The PMR may act through convergent pathways—reducing skeletal muscle tension, attenuating autonomic arousal, normalizing breathing patterns, and enhancing self-regulatory confidence—consistent with biopsychosocial models of headache and central sensitization.
5.1. Strengths and Limitations
5.1.1. Strength
Strengths include a standardized, low-cost, nurse-led protocol; explicit dose (three supervised sessions plus structured home practice); high retention; and use of a validated, patient-reported outcome with baseline adjustment.
5.1.2. Limitations
First, the design was controlled quasi-experimental with convenience sampling and post-recruitment random allocation SNOSE to balance groups; therefore, causal inference is limited, and residual confounding cannot be excluded. Second, participant/facilitator blinding was not feasible for a behavioral intervention, which may introduce performance bias, although analyst masking was applied. Third, this was a single-center pilot with a modest sample size and short follow-up, limiting generalizability and precluding conclusions about durability of effects. Fourth, the project was not prospectively registered as a clinical trial, consistent with the institutional protocol-review determination that convenience sampling with post-recruitment allocation constitutes a quasi-experimental service evaluation rather than a clinical trial; nonetheless, non-registration is acknowledged as a methodological limitation. Fifth, outcomes relied on self-reported HIT-6, which is subject to reporting variance; objective headache diaries and longer follow-up should be incorporated in future work.

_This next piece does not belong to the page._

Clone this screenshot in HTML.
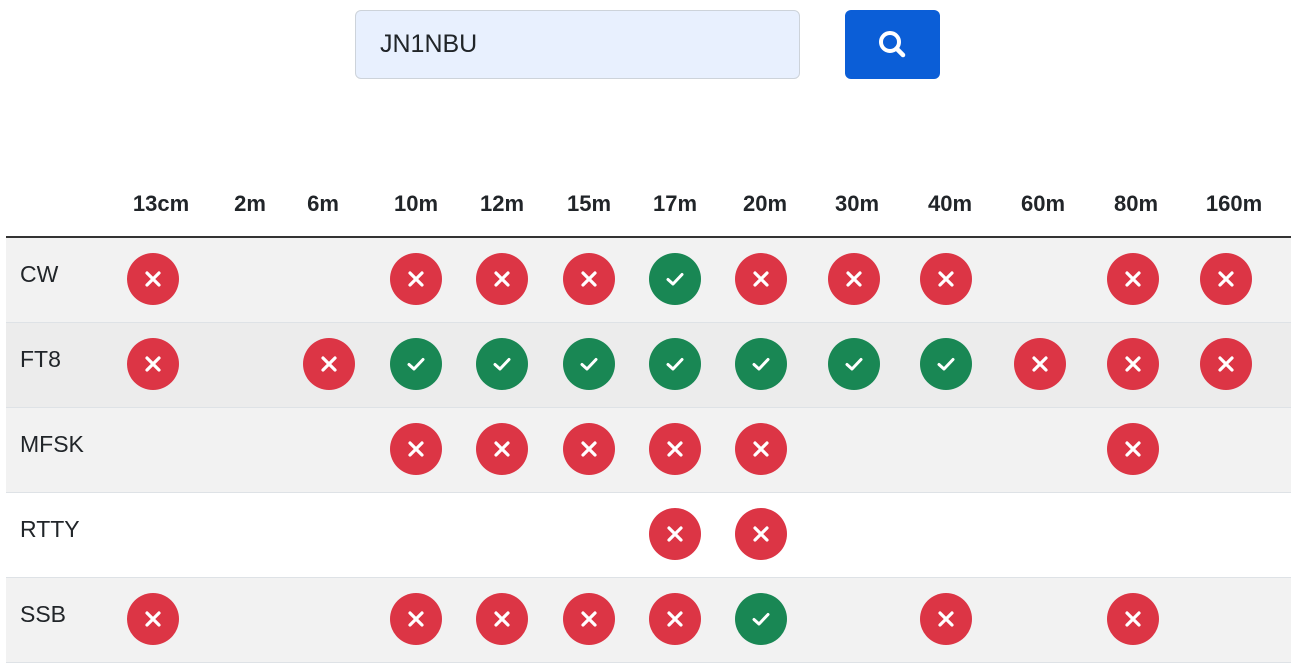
<!DOCTYPE html>
<html><head><style>
body{margin:0;width:1299px;height:671px;background:#fff;font-family:"Liberation Sans",Arial,sans-serif;position:relative;overflow:hidden;color:#212529}
.inp{position:absolute;left:355px;top:10px;background:#e8f0fe;border:1px solid #cdd3da;border-radius:6px;font-size:25px;line-height:67px;padding-left:24px;box-sizing:border-box;width:445px;height:69px}
.btn{position:absolute;left:845px;top:10px;width:95px;height:69px;background:#0b5ed7;border-radius:6px}
.h{position:absolute;top:191px;font-weight:bold;font-size:22px;transform:translateX(-50%)}
.hl{position:absolute;left:6px;top:236px;width:1285px;height:2px;background:#333}
.row{position:absolute;left:6px;width:1285px;height:84px;border-bottom:1px solid #dee2e6}
.lab{position:absolute;left:14px;top:0;line-height:72px;font-size:23px}
.c{position:absolute;width:52px;height:52px;border-radius:50%;transform:translate(-50%,-50%)}
.x{background:#dc3545}.k{background:#198754}
.c svg{position:absolute;left:16px;top:16px}
</style></head><body>
<div class="inp">JN1NBU</div>
<div class="btn"><svg width="95" height="69" viewBox="0 0 95 69"><circle cx="45" cy="32" r="9" fill="none" stroke="#fff" stroke-width="4"/><line x1="51.5" y1="38.5" x2="58" y2="45" stroke="#fff" stroke-width="4.5" stroke-linecap="round"/></svg></div>
<div id="t"></div>
<script>
var cols=[["13cm",161],["2m",250],["6m",323],["10m",416],["12m",502],["15m",589],["17m",675],["20m",765],["30m",857],["40m",950],["60m",1043],["80m",1136],["160m",1234]];
var cx=[153,250,329,416,502,589,675,761,854,946,1040,1133,1226];
var rows=[["CW","x..xxxkxxx.xx","#f2f2f2"],["FT8","x.xkkkkkkkxxx","#ececec"],["MFSK","...xxxxx...x.","#f2f2f2"],["RTTY","......xx.....","#fff"],["SSB","x..xxxxk.x.x.","#f2f2f2"]];
var h='';
cols.forEach(function(c){h+='<div class="h" style="left:'+c[1]+'px">'+c[0]+'</div>'});
h+='<div class="hl"></div>';
var X='<svg width="20" height="20" viewBox="0 0 20 20"><path d="M4 4L16 16M16 4L4 16" stroke="#fff" stroke-width="3.2" stroke-linecap="round"/></svg>';
var K='<svg width="20" height="20" viewBox="0 0 20 20"><path d="M3 10.5L8 15L17 5.5" fill="none" stroke="#fff" stroke-width="3" stroke-linecap="round" stroke-linejoin="round"/></svg>';
rows.forEach(function(r,i){var top=238+i*85;
h+='<div class="row" style="top:'+top+'px;background:'+r[2]+'"><div class="lab">'+r[0]+'</div></div>';
for(var j=0;j<13;j++){var s=r[1][j];if(s=='.')continue;
h+='<div class="c '+s+'" style="left:'+cx[j]+'px;top:'+(top+41)+'px">'+(s=='x'?X:K)+'</div>';}
});
document.getElementById('t').innerHTML=h;
</script>
</body></html>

5.2. Implications for Practice and Research
The PMR appears feasible and scalable as an adjunct within multidisciplinary MS care. Larger, multicenter randomized trials with longer follow-up, blinded outcome assessment, objective adherence monitoring, and active control conditions are warranted. Subgroup analyses (e.g., migraine-like vs tension-type headache; MS subtypes) may refine targeting. Establishing an anchor-based MCID for HIT-6 specifically in MS would further strengthen clinical interpretability. Comparative-effectiveness and cost-effectiveness evaluations of PMR versus other behavioral options (e.g., mindfulness, biofeedback) are also indicated.
5.3. Conclusions
A brief, nurse-led PMR program, reinforced by structured home practice, was associated with a clinically interpretable reduction in headache impact (HIT-6) at three months versus usual care. Given its low cost, safety, and feasibility for routine nursing workflows, PMR is a pragmatic adjunct for MS services. Larger, multicenter randomized trials with longer follow-up and objective adherence tracking are warranted.